- Objective
Copy all lines in which the word "this" can be found.
— START Data shown —
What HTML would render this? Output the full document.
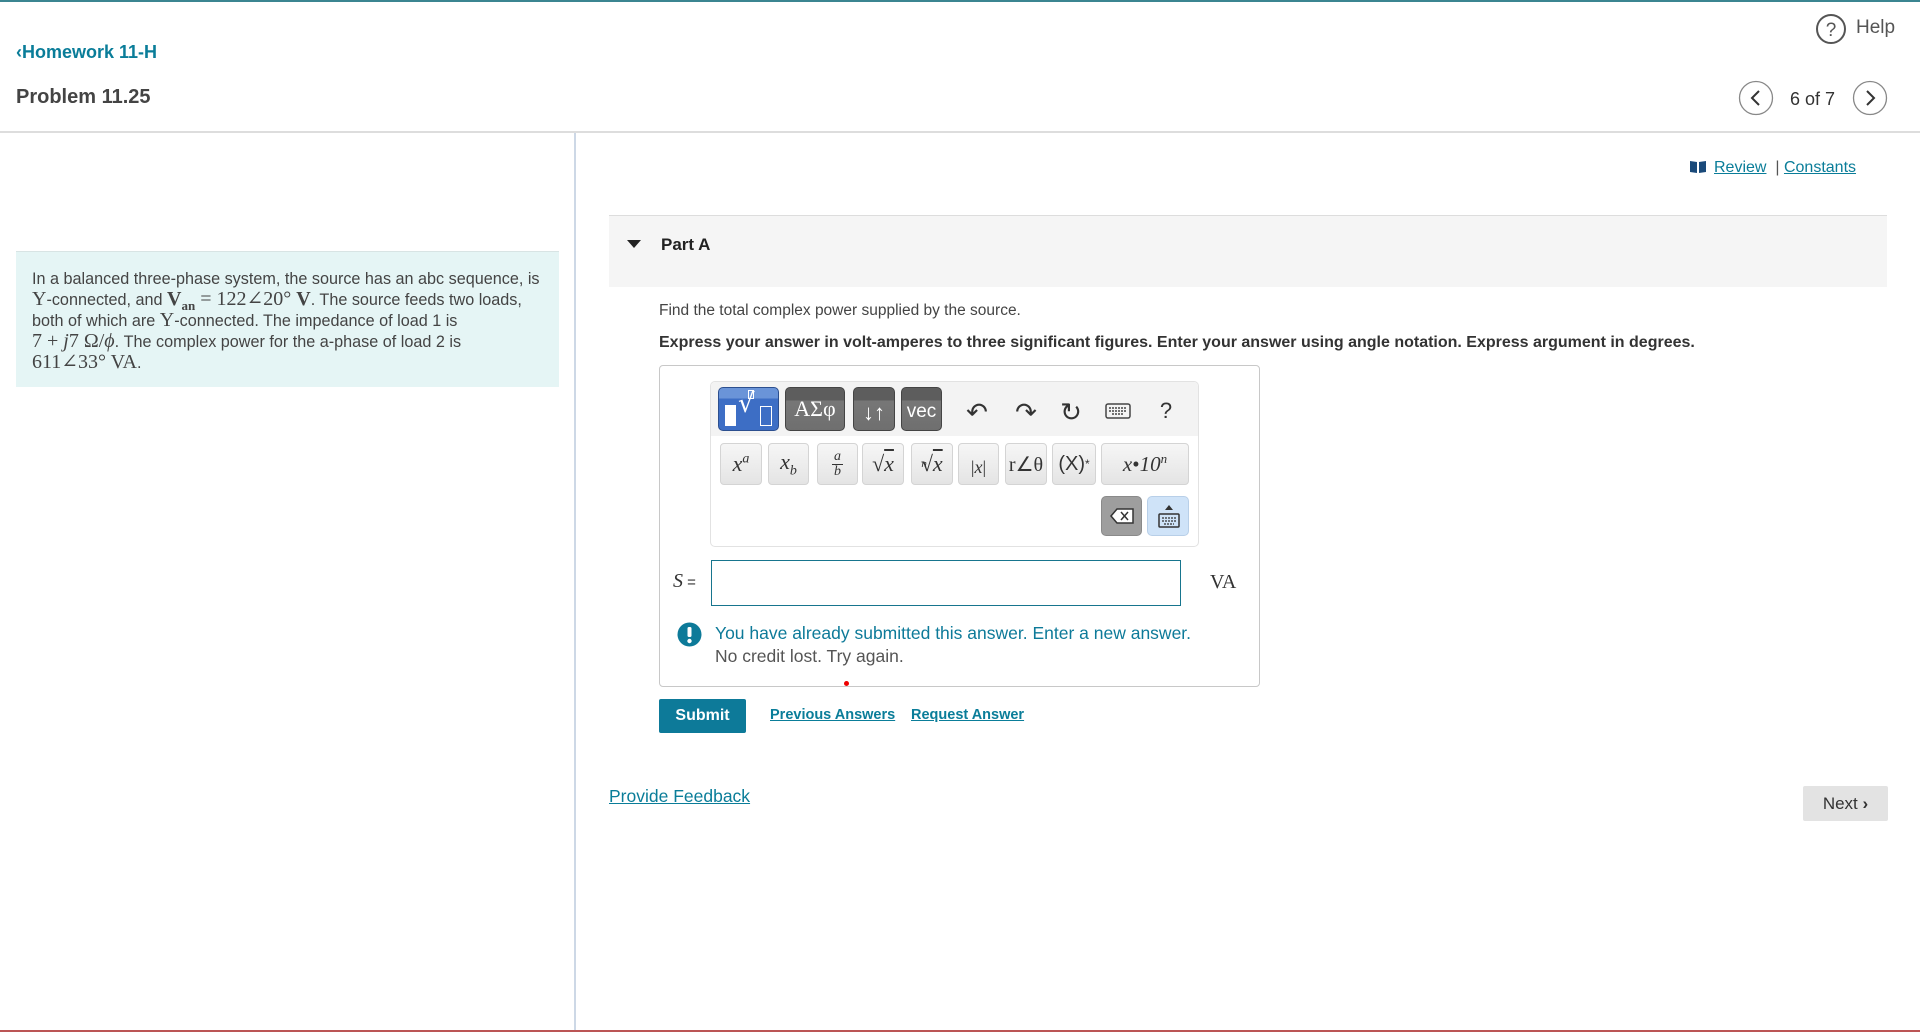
<!DOCTYPE html>
<html><head><meta charset="utf-8">
<style>
*{box-sizing:border-box;margin:0;padding:0}
body{width:1920px;height:1032px;position:relative;background:#fff;font-family:"Liberation Sans",Arial,sans-serif;color:#333;overflow:hidden}
.a{position:absolute}
.ser{font-family:"Liberation Serif","DejaVu Serif",serif}
.m{font-family:"Liberation Serif","DejaVu Serif",serif;font-size:20px;line-height:1}
.btn{position:absolute;border:1px solid #d4d4d4;border-radius:4px;background:linear-gradient(#f6f6f6,#e4e4e4);display:flex;align-items:center;justify-content:center;font-family:"Liberation Serif",serif;font-size:22px;color:#333}
.dk{position:absolute;border-radius:5px;background:linear-gradient(#5d5d5d 0,#5d5d5d 30%,#777 30%,#6f6f6f 100%);border:1px solid #444;color:#fff;display:flex;align-items:center;justify-content:center;font-size:22px}
.ic{position:absolute;top:397px;font-size:24px;color:#333;transform:translateX(-50%)}
a{color:#0a7d99}
</style></head><body>
<div class="a" style="left:0;top:0;width:1920px;height:2px;background:#3b8591"></div>

<svg class="a" style="left:1815px;top:13px" width="32" height="32" viewBox="0 0 32 32"><circle cx="16" cy="16" r="14" fill="none" stroke="#555" stroke-width="2"/><text x="16" y="23" text-anchor="middle" font-family="Liberation Sans" font-size="19" fill="#555">?</text></svg>
<div class="a" style="left:1856px;top:17px;font-size:19px;color:#555">Help</div>

<div class="a" style="left:16px;top:42px;font-size:18px;font-weight:bold;color:#0a7d99">&#x2039;Homework 11-H</div>
<div class="a" style="left:16px;top:86px;font-size:20px;font-weight:bold;color:#444">Problem 11.25</div>

<svg class="a" style="left:1738px;top:80px" width="36" height="36"><circle cx="18" cy="18" r="16.5" fill="#fff" stroke="#888" stroke-width="1.3"/><path d="M21 11 L14 18 L21 25" fill="none" stroke="#333" stroke-width="2"/></svg>
<div class="a" style="left:1790px;top:89px;font-size:18px;color:#333">6 of 7</div>
<svg class="a" style="left:1852px;top:80px" width="36" height="36"><circle cx="18" cy="18" r="16.5" fill="#fff" stroke="#888" stroke-width="1.3"/><path d="M15 11 L22 18 L15 25" fill="none" stroke="#333" stroke-width="2"/></svg>

<div class="a" style="left:0;top:131px;width:1920px;height:2px;background:#ddd"></div>
<div class="a" style="left:574px;top:133px;width:2px;height:899px;background:#cdd8e6"></div>
<div class="a" style="left:0;top:1030px;width:1920px;height:2px;background:#b55"></div>

<div class="a" style="left:16px;top:251px;width:543px;height:136px;background:#e5f5f5;border-top:1px solid #d8e4e4"></div>
<div class="a" style="left:32px;top:269px;width:530px;font-size:16.2px;line-height:20px;color:#444;white-space:nowrap">In a balanced three-phase system, the source has an abc sequence, is<br><span class="m">Y</span>-connected, and <span class="m"><b>V</b><sub style="font-size:13px;line-height:0"><b>an</b></sub> = 122∠20° <b>V</b></span>. The source feeds two loads,<br>both of which are <span class="m">Y</span>-connected. The impedance of load 1 is<br><span class="m">7 + <i>j</i>7 Ω/<i>ϕ</i></span>. The complex power for the a-phase of load 2 is<br><span class="m">611∠33° VA</span>.</div>

<svg class="a" style="left:1689px;top:160px" width="18" height="14"><path d="M1 1 L8 2 L8 13 L1 12Z M10 2 L17 1 L17 12 L10 13Z" fill="#1a4a7a"/></svg>
<div class="a" style="left:1714px;top:159px;font-size:16px"><a style="text-decoration:underline">Review</a> <span style="color:#555">&nbsp;|&nbsp;</span><a style="text-decoration:underline">Constants</a></div>

<div class="a" style="left:609px;top:215px;width:1278px;height:72px;background:#f5f5f5;border-top:1px solid #ddd"></div>
<svg class="a" style="left:626px;top:238px" width="16" height="12"><path d="M1 2 L15 2 L8 10Z" fill="#222"/></svg>
<div class="a" style="left:661px;top:235px;font-size:17px;font-weight:bold;color:#222">Part A</div>

<div class="a" style="left:659px;top:302px;font-size:15.5px;color:#444">Find the total complex power supplied by the source.</div>
<div class="a" style="left:659px;top:334px;font-size:16px;font-weight:bold;color:#333">Express your answer in volt-amperes to three significant figures. Enter your answer using angle notation. Express argument in degrees.</div>

<div class="a" style="left:659px;top:365px;width:601px;height:322px;border:1px solid #c8c8c8;border-radius:4px"></div>
<div class="a" style="left:710px;top:381px;width:489px;height:166px;border:1px solid #e2e2e2;border-radius:5px;background:#fff;overflow:hidden"><div style="height:54px;background:#f3f3f3"></div></div>

<div class="a" style="left:718px;top:387px;width:61px;height:44px;border-radius:5px;background:linear-gradient(#6a94d8 0,#6a94d8 25%,#3d6ec5 25%);border:1px solid #2c4f8f"></div>
<div class="a" style="left:725px;top:405px;width:11px;height:21px;background:#fff"></div>
<div class="a" style="left:738px;top:389px;font-size:26px;color:#fff;font-family:'DejaVu Sans'">√</div>
<div class="a" style="left:748px;top:390px;width:6px;height:9px;border:1.5px solid #fff"></div>
<div class="a" style="left:760px;top:406px;width:12px;height:20px;border:1.5px solid #fff"></div>
<div class="dk" style="left:785px;top:387px;width:60px;height:44px;font-family:'Liberation Serif',serif">ΑΣφ</div>
<div class="dk" style="left:853px;top:387px;width:42px;height:44px;padding-top:8px">↓↑</div>
<div class="dk" style="left:901px;top:387px;width:41px;height:44px;padding-top:6px;font-size:19px">vec</div>
<div class="ic" style="left:977px;font-size:26px">↶</div>
<div class="ic" style="left:1026px;font-size:26px">↷</div>
<div class="ic" style="left:1071px;font-size:26px">↻</div>
<svg class="a" style="left:1105px;top:403px" width="26" height="16"><rect x="1" y="1" width="24" height="14" rx="2" fill="none" stroke="#444" stroke-width="1.5"/><path d="M4 5h18M4 8h18M7 11h12" stroke="#444" stroke-width="1.5" stroke-dasharray="2 1"/></svg>
<div class="ic" style="left:1166px;font-family:'Liberation Sans';font-size:22px;top:398px">?</div>

<div class="btn" style="left:720px;top:443px;width:42px;height:42px"><i>x<sup style="font-size:14px">a</sup></i></div>
<div class="btn" style="left:768px;top:443px;width:41px;height:42px"><i>x<sub style="font-size:14px">b</sub></i></div>
<div class="btn" style="left:817px;top:443px;width:41px;height:42px;flex-direction:column;font-size:14px;line-height:14px"><i>a</i><span style="width:11px;border-top:1px solid #333"></span><i>b</i></div>
<div class="btn" style="left:862px;top:443px;width:42px;height:42px">√<i style="text-decoration:overline">x</i></div>
<div class="btn" style="left:911px;top:443px;width:42px;height:42px"><sup style="font-size:11px;margin-right:-6px"><i>n</i></sup>√<i style="text-decoration:overline">x</i></div>
<div class="btn" style="left:958px;top:443px;width:41px;height:42px;font-size:18px;padding-top:6px">|<i>x</i>|</div>
<div class="btn" style="left:1005px;top:443px;width:42px;height:42px;font-size:20px">r∠θ</div>
<div class="btn" style="left:1052px;top:443px;width:44px;height:42px;font-family:'Liberation Sans';font-size:20px">(X)<sup style="font-size:12px">*</sup></div>
<div class="btn" style="left:1101px;top:443px;width:88px;height:42px;font-size:21px"><i>x</i>•<i>10<sup style="font-size:13px">n</sup></i></div>
<div class="a" style="left:1101px;top:496px;width:41px;height:40px;border-radius:5px;background:#9e9e9e;border:1px solid #8a8a8a"></div>
<svg class="a" style="left:1109px;top:507px" width="26" height="18"><path d="M8 2H24V16H8L2 9Z" fill="#fff" stroke="#333" stroke-width="1.5"/><path d="M12 5L19 13M19 5L12 13" stroke="#333" stroke-width="1.5"/></svg>
<div class="a" style="left:1147px;top:496px;width:42px;height:40px;border-radius:5px;background:#cfe3f8;border:1px solid #b8cfe8"></div>
<svg class="a" style="left:1158px;top:503px" width="22" height="28"><path d="M7 7L11 2L15 7Z" fill="#333"/><rect x="1" y="11" width="20" height="13" rx="1" fill="none" stroke="#333" stroke-width="1.5"/><path d="M4 15h14M4 18h14M6 21h10" stroke="#333" stroke-width="1.3" stroke-dasharray="2 1"/></svg>

<div class="a ser" style="left:673px;top:570px;font-size:20px;color:#333"><i>S</i><span style="font-family:'Liberation Sans';font-size:15px"> =</span></div>
<div class="a" style="left:711px;top:560px;width:470px;height:46px;border:1px solid #17758e"></div>
<div class="a ser" style="left:1210px;top:571px;font-size:20px;color:#333">VA</div>

<svg class="a" style="left:677px;top:622px" width="25" height="25"><circle cx="12.5" cy="12.5" r="12" fill="#0d7a99"/><rect x="10.5" y="5" width="4" height="10" rx="1.5" fill="#fff"/><circle cx="12.5" cy="19" r="2.2" fill="#fff"/></svg>
<div class="a" style="left:715px;top:622px;font-size:17.5px;line-height:23px;color:#0d7a99">You have already submitted this answer. Enter a new answer.<br><span style="color:#555">No credit lost. Try again.</span></div>
<div class="a" style="left:844px;top:681px;width:5px;height:5px;border-radius:50%;background:#e00"></div>

<div class="a" style="left:659px;top:699px;width:87px;height:34px;background:#0d7a99;border-radius:2px;color:#fff;font-weight:bold;font-size:16px;text-align:center;line-height:34px">Submit</div>
<div class="a" style="left:770px;top:707px;font-size:14.5px;font-weight:bold"><a style="text-decoration:underline">Previous Answers</a></div>
<div class="a" style="left:911px;top:707px;font-size:14.5px;font-weight:bold"><a style="text-decoration:underline">Request Answer</a></div>

<div class="a" style="left:609px;top:786px;font-size:17.5px"><a style="text-decoration:underline">Provide Feedback</a></div>
<div class="a" style="left:1803px;top:786px;width:85px;height:35px;background:#e3e3e3;border-radius:2px;font-size:17px;color:#333;line-height:35px;text-align:center">Next <b>&#x203A;</b></div>
</body></html>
— END Data shown —
- Answer for the task
What HTML would render this? Output the full document.
<div class="a" style="left:715px;top:622px;font-size:17.5px;line-height:23px;color:#0d7a99">You have already submitted this answer. Enter a new answer.<br><span style="color:#555">No credit lost. Try again.</span></div>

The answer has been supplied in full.